Missouri rolls back minimum wage increase in St. Louis

By Matthew MacEgan
8 July 2017

Missouri’s Republican-controlled legislature passed a law that will go into effect on August 28 reversing the city of St. Louis’s 2015 wage increase; lowering it back to the state’s standard.

The minimum wage rate in St. Louis will fall from $10 per hour to a miserly $7.70, a 23 percent decrease. Missouri’s minimum wage is only slightly higher than the federal minimum wage of $7.25, which has not seen an increase in 10 years.

The city’s new minimum wage went into effect in May and was set to bump up to $11 in January 2018. However, the increase still left the minimum wage lower in real terms than it had been in 1968, nearly half a century ago. A report by the Center for Economic and Policy Research found that if the minimum wage had kept pace with the growth in worker productivity it would have reached $21.72 an hour by 2012.

The ordinance passed by the city of St. Louis in 2015 led to a legal battle between the city and local business groups that reached the Missouri Supreme Court.

The city won the battle which allowed the minimum wage in the city to increase only two months ago; however, the Missouri General Assembly passed a new law earlier this year that prohibits local governments from setting a higher minimum wage than what the state requires. Even if the minimum wage were to remain at $10 an hour it would place an individual worker without children or dependents near the poverty line.

The rollback of St. Louis’s minimum wage could serve as a precedent for other states passing similar laws to override city legislation. At least 17 US states have enacted preemption laws such as the one in Missouri. One of these is Alabama, where Birmingham had passed legislation increasing the minimum wage to $10.10.

The Democratic Party nationally has used the minimum wage issue as a means of bolstering support in election years with several other city councils approving nominal increases to be phased in over a number of years.

Most recently, Minneapolis approved a $15 minimum wage increase which will be phased in by 2019 for large employers but not until 2021 for businesses with fewer than 100 employees.

As of July 1, many workers across the country got raises depending on the cities in which they live. Chicago went to $11, Los Angeles went to $12, San Francisco went to $14, and Washington D.C. went to $12.50 an hour. The states of Oregon and Maryland also saw increases in their minimum wages—$10.25 and $9.25 respectively. The state of California is planning to raise its minimum wage to $15 by 2022.

While Republicans argue that the solution to unemployment is for workers to be paid poverty wages and the Democrats call for derisory increases as means of staving off social opposition, both parties agree that workers in the US do not have the right to a living wage.

St. Louis’s Democratic mayor, Lyda Krewson has absurdly postured as a defender of low wage workers, criticizing the new state law “a setback for working families. The state has preempted cities from enacting laws on many issues, including guns, cold medicine, and now our minimum wage.”

Meanwhile Missouri’s Republican governor, Eric Greitens, responded to such comments by stating that raising the minimum wage will “kill jobs” and “take money out of people’s pockets.”

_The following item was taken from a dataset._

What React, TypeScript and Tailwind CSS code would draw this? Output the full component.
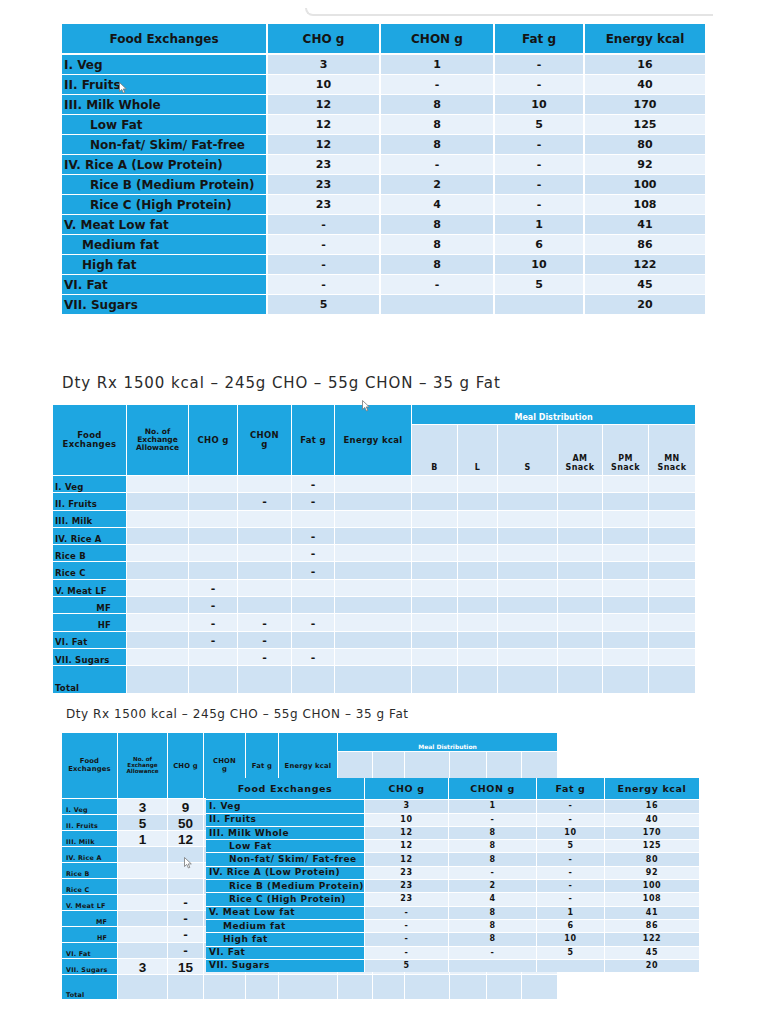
const CY = "bg-[#1ea6e1]";
const DK = "bg-[#cfe2f3]";
const LT = "bg-[#e8f1fa]";

type Row = { label: string; lvl: 0 | 1 | 2; v: string[] };

const exchanges: Row[] = [
  { label: "I. Veg", lvl: 0, v: ["3", "1", "-", "16"] },
  { label: "II. Fruits", lvl: 0, v: ["10", "-", "-", "40"] },
  { label: "III. Milk Whole", lvl: 0, v: ["12", "8", "10", "170"] },
  { label: "Low Fat", lvl: 2, v: ["12", "8", "5", "125"] },
  { label: "Non-fat/ Skim/ Fat-free", lvl: 2, v: ["12", "8", "-", "80"] },
  { label: "IV. Rice A (Low Protein)", lvl: 0, v: ["23", "-", "-", "92"] },
  { label: "Rice B (Medium Protein)", lvl: 2, v: ["23", "2", "-", "100"] },
  { label: "Rice C (High Protein)", lvl: 2, v: ["23", "4", "-", "108"] },
  { label: "V. Meat Low fat", lvl: 0, v: ["-", "8", "1", "41"] },
  { label: "Medium fat", lvl: 1, v: ["-", "8", "6", "86"] },
  { label: "High fat", lvl: 1, v: ["-", "8", "10", "122"] },
  { label: "VI. Fat", lvl: 0, v: ["-", "-", "5", "45"] },
  { label: "VII. Sugars", lvl: 0, v: ["5", "", "", "20"] },
];

const heads = ["Food Exchanges", "CHO g", "CHON g", "Fat g", "Energy kcal"];

function ExchangeTable({ size }: { size: "lg" | "sm" }) {
  const lg = size === "lg";
  const cols = lg
    ? "grid grid-cols-[204px_111px_112px_88px_120px] gap-x-[2px]"
    : "grid grid-cols-[158px_83px_87px_67px_94px] gap-x-px";
  const headCls = lg ? "h-[29px] mb-px text-[12px]" : "h-[21px] text-[9.5px] tracking-[0.6px]";
  const rowH = lg ? "h-[19px]" : "h-[12.3px]";
  const labelCls = lg ? "text-[12px]" : "text-[9px] tracking-[0.5px]";
  const dataCls = lg ? "text-[11px]" : "text-[8px] tracking-[0.6px]";
  const indent = lg ? ["pl-[2px]", "pl-[20px]", "pl-[28px]"] : ["pl-[3px]", "pl-[17px]", "pl-[23px]"];

  return (
    <div className="flex flex-col gap-y-px bg-white font-bold leading-none text-[#141414]">
      <div className={`${cols} ${headCls}`}>
        {heads.map((h) => (
          <div key={h} className={`${CY} flex items-center justify-center whitespace-nowrap`}>
            {h}
          </div>
        ))}
      </div>
      {exchanges.map((r, i) => (
        <div key={r.label} className={`${cols} ${rowH}`}>
          <div className={`${CY} flex items-center whitespace-nowrap ${indent[r.lvl]} ${labelCls}`}>
            {r.label}
          </div>
          {r.v.map((v, j) => (
            <div
              key={j}
              className={`${i % 2 === 0 ? DK : LT} flex items-center justify-center ${dataCls}`}
            >
              {v}
            </div>
          ))}
        </div>
      ))}
    </div>
  );
}

const planLabels = [
  "I. Veg",
  "II. Fruits",
  "III. Milk",
  "IV. Rice A",
  "Rice B",
  "Rice C",
  "V. Meat LF",
  "MF",
  "HF",
  "VI. Fat",
  "VII. Sugars",
  "Total",
];

const dashes2: Record<number, string>[] = [
  { 4: "-" },
  { 3: "-", 4: "-" },
  {},
  { 4: "-" },
  { 4: "-" },
  { 4: "-" },
  { 2: "-" },
  { 2: "-" },
  { 2: "-", 3: "-", 4: "-" },
  { 2: "-", 3: "-" },
  { 3: "-", 4: "-" },
  {},
];

const values3: Record<number, string>[] = [
  { 1: "3", 2: "9" },
  { 1: "5", 2: "50" },
  { 1: "1", 2: "12" },
  {},
  {},
  {},
  { 2: "-" },
  { 2: "-" },
  { 2: "-" },
  { 2: "-" },
  { 1: "3", 2: "15" },
  {},
];

const meals = ["B", "L", "S", "AM Snack", "PM Snack", "MN Snack"];

function PlanTable({ size }: { size: "lg" | "sm" }) {
  const lg = size === "lg";
  const grid = lg
    ? "grid grid-cols-[73px_61px_48px_53px_42px_76px_45px_39px_59px_44px_45px_46px] grid-rows-[19px_50px_repeat(11,16.3px)_27px]"
    : "grid grid-cols-[55px_49px_35px_41px_32px_58px_34px_31px_44px_36px_34px_35px] grid-rows-[18px_46px_repeat(11,15px)_24px]";
  const head = lg ? "text-[8.5px] tracking-[0.3px]" : "text-[6.8px] tracking-[0.2px]";
  const tiny = lg ? "text-[7.5px]" : "text-[5.6px]";
  const band = lg ? "text-[8px] pb-[2px]" : "text-[6px] pb-[1px]";
  const label = lg ? "text-[8.5px] tracking-[0.2px] pl-[2px] pb-[1px]" : "text-[6.4px] tracking-[0.2px] pl-[4px] pb-px";
  const right = lg ? "pr-[15px]" : "pr-[10px]";
  const cells = lg ? dashes2 : values3;

  return (
    <div className={`${grid} gap-px bg-white font-bold text-[#141414]`}>
      <div className={`${CY} row-span-2 flex items-center justify-center text-center leading-[1.1] ${head}`}>
        Food
        <br />
        Exchanges
      </div>
      <div className={`${CY} row-span-2 flex items-center justify-center text-center leading-[1.05] ${tiny}`}>
        No. of
        <br />
        Exchange
        <br />
        Allowance
      </div>
      <div className={`${CY} row-span-2 flex items-center justify-center text-center whitespace-nowrap ${head}`}>
        CHO g
      </div>
      <div className={`${CY} row-span-2 flex items-center justify-center text-center leading-[1.1] ${head}`}>
        CHON
        <br />g
      </div>
      <div className={`${CY} row-span-2 flex items-center justify-center text-center whitespace-nowrap ${head}`}>
        Fat g
      </div>
      <div className={`${CY} row-span-2 flex items-center justify-center text-center whitespace-nowrap ${head}`}>
        Energy kcal
      </div>
      <div className={`${CY} col-span-6 flex items-end justify-center text-white leading-none ${band}`}>
        Meal Distribution
      </div>
      {meals.map((m) => (
        <div
          key={m}
          className={`${DK} flex items-end justify-center pb-[3px] text-center text-[8px] leading-[1.05] tracking-[0.4px]`}
        >
          {lg &&
            (m.includes(" ") ? (
              <span>
                {m.split(" ")[0]}
                <br />
                {m.split(" ")[1]}
              </span>
            ) : (
              m
            ))}
        </div>
      ))}
      {planLabels.map((l, i) => (
        <RowCells key={l}>
          <div
            className={`${CY} flex items-end leading-none whitespace-nowrap ${label} ${
              l === "MF" || l === "HF" ? `justify-end ${right}` : ""
            }`}
          >
            {l}
          </div>
          {Array.from({ length: 11 }, (_, k) => k + 1).map((c) => {
            const v = cells[i][c];
            const dash = v === "-";
            return (
              <div
                key={c}
                className={`${i % 2 === 0 ? LT : DK} flex justify-center leading-none ${
                  lg
                    ? "items-center pt-[1px] text-[11px]"
                    : dash
                      ? "items-center text-[11px]"
                      : "items-center pt-px font-['Liberation_Sans',sans-serif] text-[13.5px]"
                }`}
              >
                {v ?? ""}
              </div>
            );
          })}
        </RowCells>
      ))}
    </div>
  );
}

function RowCells({ children }: { children: React.ReactNode }) {
  return <>{children}</>;
}

function Cursor({ className }: { className: string }) {
  return (
    <svg className={`absolute ${className}`} width="8" height="12" viewBox="0 0 8 12">
      <path
        d="M0.5 0.5 L0.5 9.5 L2.8 7.4 L4.4 11 L5.8 10.4 L4.3 6.9 L7.3 6.9 Z"
        fill="#fff"
        stroke="#777"
        strokeWidth="0.8"
      />
    </svg>
  );
}

export default function App() {
  return (
    <div className="relative h-[1024px] w-[768px] overflow-hidden bg-white font-['DejaVu_Sans',sans-serif]">
      <div className="h-[24px] pt-[8px]">
        <div className="ml-[305px] h-[8px] w-[408px] rounded-bl-[10px] border-b-2 border-l-2 border-[#e4e4e4]" />
      </div>

      <div className="ml-[62px] w-[643px]">
        <ExchangeTable size="lg" />
      </div>

      <p className="mt-[60px] ml-[62px] text-[15px] leading-[18px] tracking-[0.9px] whitespace-nowrap text-[#2b2b2b]">
        Dty Rx 1500 kcal – 245g CHO – 55g CHON – 35 g Fat
      </p>

      <div className="mt-[13px] ml-[53px] w-[642px]">
        <PlanTable size="lg" />
      </div>

      <p className="mt-[14px] ml-[66px] text-[12px] leading-[14px] tracking-[0.55px] whitespace-nowrap text-[#2b2b2b]">
        Dty Rx 1500 kcal – 245g CHO – 55g CHON – 35 g Fat
      </p>

      <div className="relative mt-[12px] ml-[62px] w-[495px]">
        <PlanTable size="sm" />
        <div className="absolute left-[144px] top-[45px] w-[493px]">
          <ExchangeTable size="sm" />
        </div>
      </div>

      <Cursor className="left-[119px] top-[82px]" />
      <Cursor className="left-[362px] top-[400px]" />
      <Cursor className="left-[184px] top-[857px]" />
    </div>
  );
}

Greitens cited a recent study published by the National Bureau of Economic Research based on Seattle, where the minimum wage will gradually reach $15 an hour based on legislation passed in 2014. The report shows that the wage increase may be hurting low-wage workers. The report found that such workers made $125 less each month on average, due to the lowering of their hours. Liberals have questioned the study’s veracity and its results remain contested in the political arena.

Another report published in 2016 by the National Employment Law Project showed that historically, since 1938, year-over-year employment increased 68 percent of the time after each federal minimum wage increase. Additionally, those industries most affected by minimum wage—namely, retail and hospitality—saw an increase in employment 82 percent of the time. The authors of this report insist that there is no correlation between federal minimum-wage increases and lower employment levels. This would mean that other factors besides minimum wage could be driving the Seattle study cited by Greitens.

Despite his open opposition to increasing the minimum wage Greitens refused to sign the new bill into law, stating, “I disapprove of the way politicians handled this.” He complained that politicians “dragged their feet for months” which in turn led to many different wage levels across the state. “That’s why I won’t be signing my name to their bill.” However, according to state law, the bill will pass even without his signature.

It is impossible to determine at this point how many employers will actually slash pay back down to the lower level or what sort of effect it will have on the abysmal social conditions which prevail in the once heavily industrialized city.

A 2015 study showed that St. Louis ranked sixth in a list of large US cities with high poverty levels. It came behind Detroit, Cleveland, Fresno, Memphis, and Milwaukee with a rate of 28.5 percent.